-- Begin --

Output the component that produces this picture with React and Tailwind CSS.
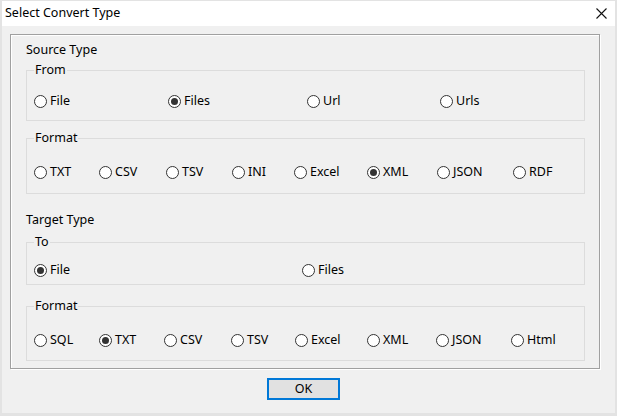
import React, { useState } from 'react';

const Radio = ({ label, checked, onClick, className }) => (
  <div className={`flex items-center h-4 cursor-default ${className}`} onClick={onClick}>
    <span className="w-[13px] h-[13px] rounded-full border border-[#333] bg-white flex items-center justify-center shrink-0">
      {checked && <span className="w-[7px] h-[7px] rounded-full bg-[#333]" />}
    </span>
    <span className="ml-[3px] leading-4">{label}</span>
  </div>
);

const Group = ({ title, items, value, onChange, rowClass }) => (
  <fieldset className="border border-[#dcdcdc] pl-[7px] pr-2 min-w-0">
    <legend className="px-[1px] leading-4">{title}</legend>
    <div className={`flex ${rowClass}`}>
      {items.map(([name, w]) => (
        <Radio key={name} label={name} checked={value === name} onClick={() => onChange(name)} className={w} />
      ))}
    </div>
  </fieldset>
);

const App = () => {
  const [from, setFrom] = useState('Files');
  const [srcFmt, setSrcFmt] = useState('XML');
  const [to, setTo] = useState('File');
  const [dstFmt, setDstFmt] = useState('TXT');

  return (
    <div className="w-[617px] h-[416px] bg-[#f0f0f0] border-t border-l-2 border-r-2 border-b-[3px] border-[#e3e3e3] flex flex-col text-[12.5px] text-black" style={{ fontFamily: '"Noto Sans", "Liberation Sans", sans-serif' }}>
      {/* title bar */}
      <div className="h-[25px] bg-white flex items-center justify-between pl-[3px] pr-[8px] shrink-0">
        <span>Select Convert Type</span>
        <svg width="11" height="11" viewBox="0 0 11 11" className="text-[#111]">
          <path d="M0.5 0.5 L10.5 10.5 M10.5 0.5 L0.5 10.5" stroke="currentColor" strokeWidth="1.1" fill="none" />
        </svg>
      </div>

      {/* outer box */}
      <div className="ml-[8px] mt-[8px] w-[590px] h-[335px] border border-[#a0a0a0] shadow-[1px_1px_0_#fff,inset_1px_1px_0_#fff] pl-[15px] pr-[14px] pt-[7px] flex flex-col">
        <div className="leading-4">Source Type</div>

        <div className="mt-[4px]">
          <Group
            title="From"
            value={from}
            onChange={setFrom}
            rowClass="mt-[15px] mb-[11px]"
            items={[['File', 'w-[134px]'], ['Files', 'w-[139px]'], ['Url', 'w-[133px]'], ['Urls', 'w-[60px]']]}
          />
        </div>

        <div className="mt-[9px]">
          <Group
            title="Format"
            value={srcFmt}
            onChange={setSrcFmt}
            rowClass="mt-[18px] mb-[13px]"
            items={[
              ['TXT', 'w-[65px]'], ['CSV', 'w-[67px]'], ['TSV', 'w-[66px]'], ['INI', 'w-[62px]'],
              ['Excel', 'w-[73px]'], ['XML', 'w-[70px]'], ['JSON', 'w-[76px]'], ['RDF', 'w-[50px]'],
            ]}
          />
        </div>

        <div className="leading-4 mt-[18px]">Target Type</div>

        <div className="mt-[6px]">
          <Group
            title="To"
            value={to}
            onChange={setTo}
            rowClass="mt-[12px] mb-[6px]"
            items={[['File', 'w-[268px]'], ['Files', 'w-[60px]']]}
          />
        </div>

        <div className="mt-[13px]">
          <Group
            title="Format"
            value={dstFmt}
            onChange={setDstFmt}
            rowClass="mt-[18px] mb-[12px]"
            items={[
              ['SQL', 'w-[65px]'], ['TXT', 'w-[65px]'], ['CSV', 'w-[67px]'], ['TSV', 'w-[64px]'],
              ['Excel', 'w-[72px]'], ['XML', 'w-[69px]'], ['JSON', 'w-[75px]'], ['Html', 'w-[50px]'],
            ]}
          />
        </div>
      </div>

      {/* footer */}
      <div className="flex pl-[265px] mt-[9px]">
        <button className="w-[73px] h-[22px] border-2 border-[#0078d7] bg-[#e1e1e1] leading-4 flex items-center justify-center">
          OK
        </button>
      </div>
    </div>
  );
};

export default App;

-- End --

* EXERCISE INSTRUCTIONS *
Copy the material shown above in full and exactly. Skip the pictures.

* RESULT OF THE EXERCISE *
Output the component that produces this picture with React and Tailwind CSS.
import React, { useState } from 'react';

const Radio = ({ label, checked, onClick, className }) => (
  <div className={`flex items-center h-4 cursor-default ${className}`} onClick={onClick}>
    <span className="w-[13px] h-[13px] rounded-full border border-[#333] bg-white flex items-center justify-center shrink-0">
      {checked && <span className="w-[7px] h-[7px] rounded-full bg-[#333]" />}
    </span>
    <span className="ml-[3px] leading-4">{label}</span>
  </div>
);

const Group = ({ title, items, value, onChange, rowClass }) => (
  <fieldset className="border border-[#dcdcdc] pl-[7px] pr-2 min-w-0">
    <legend className="px-[1px] leading-4">{title}</legend>
    <div className={`flex ${rowClass}`}>
      {items.map(([name, w]) => (
        <Radio key={name} label={name} checked={value === name} onClick={() => onChange(name)} className={w} />
      ))}
    </div>
  </fieldset>
);

const App = () => {
  const [from, setFrom] = useState('Files');
  const [srcFmt, setSrcFmt] = useState('XML');
  const [to, setTo] = useState('File');
  const [dstFmt, setDstFmt] = useState('TXT');

  return (
    <div className="w-[617px] h-[416px] bg-[#f0f0f0] border-t border-l-2 border-r-2 border-b-[3px] border-[#e3e3e3] flex flex-col text-[12.5px] text-black" style={{ fontFamily: '"Noto Sans", "Liberation Sans", sans-serif' }}>
      {/* title bar */}
      <div className="h-[25px] bg-white flex items-center justify-between pl-[3px] pr-[8px] shrink-0">
        <span>Select Convert Type</span>
        <svg width="11" height="11" viewBox="0 0 11 11" className="text-[#111]">
          <path d="M0.5 0.5 L10.5 10.5 M10.5 0.5 L0.5 10.5" stroke="currentColor" strokeWidth="1.1" fill="none" />
        </svg>
      </div>

      {/* outer box */}
      <div className="ml-[8px] mt-[8px] w-[590px] h-[335px] border border-[#a0a0a0] shadow-[1px_1px_0_#fff,inset_1px_1px_0_#fff] pl-[15px] pr-[14px] pt-[7px] flex flex-col">
        <div className="leading-4">Source Type</div>

        <div className="mt-[4px]">
          <Group
            title="From"
            value={from}
            onChange={setFrom}
            rowClass="mt-[15px] mb-[11px]"
            items={[['File', 'w-[134px]'], ['Files', 'w-[139px]'], ['Url', 'w-[133px]'], ['Urls', 'w-[60px]']]}
          />
        </div>

        <div className="mt-[9px]">
          <Group
            title="Format"
            value={srcFmt}
            onChange={setSrcFmt}
            rowClass="mt-[18px] mb-[13px]"
            items={[
              ['TXT', 'w-[65px]'], ['CSV', 'w-[67px]'], ['TSV', 'w-[66px]'], ['INI', 'w-[62px]'],
              ['Excel', 'w-[73px]'], ['XML', 'w-[70px]'], ['JSON', 'w-[76px]'], ['RDF', 'w-[50px]'],
            ]}
          />
        </div>

        <div className="leading-4 mt-[18px]">Target Type</div>

        <div className="mt-[6px]">
          <Group
            title="To"
            value={to}
            onChange={setTo}
            rowClass="mt-[12px] mb-[6px]"
            items={[['File', 'w-[268px]'], ['Files', 'w-[60px]']]}
          />
        </div>

        <div className="mt-[13px]">
          <Group
            title="Format"
            value={dstFmt}
            onChange={setDstFmt}
            rowClass="mt-[18px] mb-[12px]"
            items={[
              ['SQL', 'w-[65px]'], ['TXT', 'w-[65px]'], ['CSV', 'w-[67px]'], ['TSV', 'w-[64px]'],
              ['Excel', 'w-[72px]'], ['XML', 'w-[69px]'], ['JSON', 'w-[75px]'], ['Html', 'w-[50px]'],
            ]}
          />
        </div>
      </div>

      {/* footer */}
      <div className="flex pl-[265px] mt-[9px]">
        <button className="w-[73px] h-[22px] border-2 border-[#0078d7] bg-[#e1e1e1] leading-4 flex items-center justify-center">
          OK
        </button>
      </div>
    </div>
  );
};

export default App;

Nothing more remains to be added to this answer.